WHAT YOU HAVE TO DO
Reproduce every line of the listing as written, apart from the pictures.
[START SUPPLIED MATERIAL]
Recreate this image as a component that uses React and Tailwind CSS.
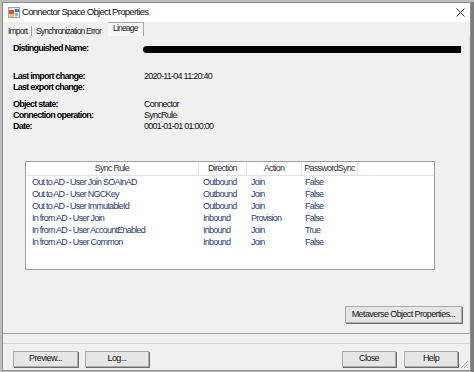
import React from 'react'

const rules = [
  ['Out to AD - User Join SOAInAD', 'Outbound', 'Join', 'False'],
  ['Out to AD - User NGCKey', 'Outbound', 'Join', 'False'],
  ['Out to AD - User ImmutableId', 'Outbound', 'Join', 'False'],
  ['In from AD - User Join', 'Inbound', 'Provision', 'False'],
  ['In from AD - User AccountEnabled', 'Inbound', 'Join', 'True'],
  ['In from AD - User Common', 'Inbound', 'Join', 'False'],
]

function Button({ label, className }) {
  return (
    <div
      className={`flex h-[16px] items-center justify-center border border-[#ababab] bg-[#e6e6e6] text-[9px] tracking-[-0.6px] text-[#111] shadow-[1px_1px_0_0_#6e6e6e] ${className}`}
    >
      {label}
    </div>
  )
}

function Field({ label, value }) {
  return (
    <div className="flex h-[11px] items-center leading-[11px]">
      <div className="ml-[10px] w-[131px] font-bold text-black">{label}</div>
      <div className="text-[#111]">{value}</div>
    </div>
  )
}

export default function App() {
  return (
    <div className="flex h-[372px] w-[474px] overflow-hidden bg-[#bdbdbd] pl-[2px] pt-[2px] font-['Liberation_Sans',Arial,sans-serif] text-[9px] tracking-[-0.75px]">
      {/* dialog window */}
      <div className="relative flex h-[369px] w-[469px] shrink-0 flex-col border border-[#8c8c8c] bg-[#f0f0f0]">
        {/* title bar */}
        <div className="flex h-[19px] items-center bg-white">
          <svg className="ml-[5px]" width="12" height="11" viewBox="0 0 12 11">
            <rect x="0.5" y="0.5" width="11" height="10" fill="#e4ebf4" stroke="#8aa6c8" />
            <rect x="1" y="3" width="5" height="4" fill="#e2542e" />
            <rect x="2" y="7" width="4" height="3" fill="#f2c33a" />
            <rect x="7" y="2" width="4" height="3" fill="#4d80cf" />
            <rect x="7" y="6" width="3" height="3" fill="#9bb7dd" />
          </svg>
          <div className="ml-[2px] text-[9.5px] tracking-[-0.7px] text-[#111]">Connector Space Object Properties</div>
          <svg className="ml-auto mr-[5px]" width="9" height="9" viewBox="0 0 9 9">
            <path d="M0.5 0.5 L8.5 8.5 M8.5 0.5 L0.5 8.5" stroke="#333" strokeWidth="1" />
          </svg>
        </div>

        {/* tabs */}
        <div className="flex h-[14px] items-end text-[8.5px] tracking-[-0.8px] text-[#222]">
          <div className="flex h-[10px] w-[29px] items-center border-r border-[#9d9d9d] pl-[5px]">Import</div>
          <div className="flex h-[10px] w-[76px] items-center pl-[4px]">Synchronization Error</div>
          <div className="flex h-[14px] w-[36px] items-center border-r border-t border-[#a6a6a6] bg-[#f8f8f8] pb-[2px] pl-[5px]">
            Lineage
          </div>
        </div>

        {/* tab panel */}
        <div className="flex h-[298px] flex-col border-b border-r border-[#a3a3a3] border-r-[#dcdcdc] pt-[7px]">
          <div className="flex h-[11px] items-center leading-[11px]">
            <div className="ml-[10px] w-[130px] font-bold text-black">Distinguished Name:</div>
            <div className="mt-[1px] h-[7px] w-[318px] rounded-l-full bg-black" />
          </div>

          <div className="mt-[17px]">
            <Field label="Last import change:" value="2020-11-04 11:20:40" />
            <Field label="Last export change:" value="" />
          </div>

          <div className="mt-[6px]">
            <Field label="Object state:" value="Connector" />
            <Field label="Connection operation:" value="SyncRule" />
            <Field label="Date:" value="0001-01-01 01:00:00" />
          </div>

          {/* sync rules list */}
          <div className="ml-[22px] mt-[29px] h-[109px] w-[410px] border border-[#9e9e9e] bg-white">
            <div className="flex h-[14px] items-center border-b border-[#e3e3e3] text-[#333]">
              <div className="flex h-full w-[173px] items-center justify-center border-r border-[#e5e5e5]">Sync Rule</div>
              <div className="flex h-full w-[48px] items-center justify-center border-r border-[#e5e5e5]">Direction</div>
              <div className="flex h-full w-[55px] items-center justify-center border-r border-[#e5e5e5]">Action</div>
              <div className="flex h-full w-[56px] items-center justify-center border-r border-[#e5e5e5]">PasswordSync</div>
            </div>
            {rules.map(([name, dir, action, pw]) => (
              <div key={name} className="flex h-[12px] items-center leading-[12px] text-[#2d3a7c]">
                <div className="w-[173px] pl-[6px]">{name}</div>
                <div className="w-[48px] pl-[4px]">{dir}</div>
                <div className="w-[55px] pl-[4px]">{action}</div>
                <div className="w-[56px] pl-[3px]">{pw}</div>
              </div>
            ))}
          </div>

          <Button label="Metaverse Object Properties..." className="ml-[342px] mt-[36px] h-[17px] w-[117px]" />
        </div>

        {/* separator */}
        <div className="h-[10px] border-b border-[#d6d6d6]" />

        {/* bottom buttons */}
        <div className="flex pt-[7px]">
          <Button label="Preview..." className="ml-[10px] w-[65px]" />
          <Button label="Log..." className="ml-[7px] w-[64px]" />
          <Button label="Close" className="ml-auto w-[54px]" />
          <Button label="Help" className="ml-[8px] mr-[12px] w-[54px]" />
        </div>

        {/* resize grip */}
        <svg className="absolute bottom-[1px] right-[1px]" width="9" height="9" viewBox="0 0 9 9">
          <path d="M8 1 L1 8 M8 4 L4 8 M8 7 L7 8" stroke="#9a9a9a" strokeWidth="1" />
        </svg>
      </div>
      <div className="flex-1 self-stretch bg-[#7b7b7b]" />
    </div>
  )
}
[END SUPPLIED MATERIAL]
SOLUTION TO THIS EXERCISE
Recreate this image as a component that uses React and Tailwind CSS.
import React from 'react'

const rules = [
  ['Out to AD - User Join SOAInAD', 'Outbound', 'Join', 'False'],
  ['Out to AD - User NGCKey', 'Outbound', 'Join', 'False'],
  ['Out to AD - User ImmutableId', 'Outbound', 'Join', 'False'],
  ['In from AD - User Join', 'Inbound', 'Provision', 'False'],
  ['In from AD - User AccountEnabled', 'Inbound', 'Join', 'True'],
  ['In from AD - User Common', 'Inbound', 'Join', 'False'],
]

function Button({ label, className }) {
  return (
    <div
      className={`flex h-[16px] items-center justify-center border border-[#ababab] bg-[#e6e6e6] text-[9px] tracking-[-0.6px] text-[#111] shadow-[1px_1px_0_0_#6e6e6e] ${className}`}
    >
      {label}
    </div>
  )
}

function Field({ label, value }) {
  return (
    <div className="flex h-[11px] items-center leading-[11px]">
      <div className="ml-[10px] w-[131px] font-bold text-black">{label}</div>
      <div className="text-[#111]">{value}</div>
    </div>
  )
}

export default function App() {
  return (
    <div className="flex h-[372px] w-[474px] overflow-hidden bg-[#bdbdbd] pl-[2px] pt-[2px] font-['Liberation_Sans',Arial,sans-serif] text-[9px] tracking-[-0.75px]">
      {/* dialog window */}
      <div className="relative flex h-[369px] w-[469px] shrink-0 flex-col border border-[#8c8c8c] bg-[#f0f0f0]">
        {/* title bar */}
        <div className="flex h-[19px] items-center bg-white">
          <svg className="ml-[5px]" width="12" height="11" viewBox="0 0 12 11">
            <rect x="0.5" y="0.5" width="11" height="10" fill="#e4ebf4" stroke="#8aa6c8" />
            <rect x="1" y="3" width="5" height="4" fill="#e2542e" />
            <rect x="2" y="7" width="4" height="3" fill="#f2c33a" />
            <rect x="7" y="2" width="4" height="3" fill="#4d80cf" />
            <rect x="7" y="6" width="3" height="3" fill="#9bb7dd" />
          </svg>
          <div className="ml-[2px] text-[9.5px] tracking-[-0.7px] text-[#111]">Connector Space Object Properties</div>
          <svg className="ml-auto mr-[5px]" width="9" height="9" viewBox="0 0 9 9">
            <path d="M0.5 0.5 L8.5 8.5 M8.5 0.5 L0.5 8.5" stroke="#333" strokeWidth="1" />
          </svg>
        </div>

        {/* tabs */}
        <div className="flex h-[14px] items-end text-[8.5px] tracking-[-0.8px] text-[#222]">
          <div className="flex h-[10px] w-[29px] items-center border-r border-[#9d9d9d] pl-[5px]">Import</div>
          <div className="flex h-[10px] w-[76px] items-center pl-[4px]">Synchronization Error</div>
          <div className="flex h-[14px] w-[36px] items-center border-r border-t border-[#a6a6a6] bg-[#f8f8f8] pb-[2px] pl-[5px]">
            Lineage
          </div>
        </div>

        {/* tab panel */}
        <div className="flex h-[298px] flex-col border-b border-r border-[#a3a3a3] border-r-[#dcdcdc] pt-[7px]">
          <div className="flex h-[11px] items-center leading-[11px]">
            <div className="ml-[10px] w-[130px] font-bold text-black">Distinguished Name:</div>
            <div className="mt-[1px] h-[7px] w-[318px] rounded-l-full bg-black" />
          </div>

          <div className="mt-[17px]">
            <Field label="Last import change:" value="2020-11-04 11:20:40" />
            <Field label="Last export change:" value="" />
          </div>

          <div className="mt-[6px]">
            <Field label="Object state:" value="Connector" />
            <Field label="Connection operation:" value="SyncRule" />
            <Field label="Date:" value="0001-01-01 01:00:00" />
          </div>

          {/* sync rules list */}
          <div className="ml-[22px] mt-[29px] h-[109px] w-[410px] border border-[#9e9e9e] bg-white">
            <div className="flex h-[14px] items-center border-b border-[#e3e3e3] text-[#333]">
              <div className="flex h-full w-[173px] items-center justify-center border-r border-[#e5e5e5]">Sync Rule</div>
              <div className="flex h-full w-[48px] items-center justify-center border-r border-[#e5e5e5]">Direction</div>
              <div className="flex h-full w-[55px] items-center justify-center border-r border-[#e5e5e5]">Action</div>
              <div className="flex h-full w-[56px] items-center justify-center border-r border-[#e5e5e5]">PasswordSync</div>
            </div>
            {rules.map(([name, dir, action, pw]) => (
              <div key={name} className="flex h-[12px] items-center leading-[12px] text-[#2d3a7c]">
                <div className="w-[173px] pl-[6px]">{name}</div>
                <div className="w-[48px] pl-[4px]">{dir}</div>
                <div className="w-[55px] pl-[4px]">{action}</div>
                <div className="w-[56px] pl-[3px]">{pw}</div>
              </div>
            ))}
          </div>

          <Button label="Metaverse Object Properties..." className="ml-[342px] mt-[36px] h-[17px] w-[117px]" />
        </div>

        {/* separator */}
        <div className="h-[10px] border-b border-[#d6d6d6]" />

        {/* bottom buttons */}
        <div className="flex pt-[7px]">
          <Button label="Preview..." className="ml-[10px] w-[65px]" />
          <Button label="Log..." className="ml-[7px] w-[64px]" />
          <Button label="Close" className="ml-auto w-[54px]" />
          <Button label="Help" className="ml-[8px] mr-[12px] w-[54px]" />
        </div>

        {/* resize grip */}
        <svg className="absolute bottom-[1px] right-[1px]" width="9" height="9" viewBox="0 0 9 9">
          <path d="M8 1 L1 8 M8 4 L4 8 M8 7 L7 8" stroke="#9a9a9a" strokeWidth="1" />
        </svg>
      </div>
      <div className="flex-1 self-stretch bg-[#7b7b7b]" />
    </div>
  )
}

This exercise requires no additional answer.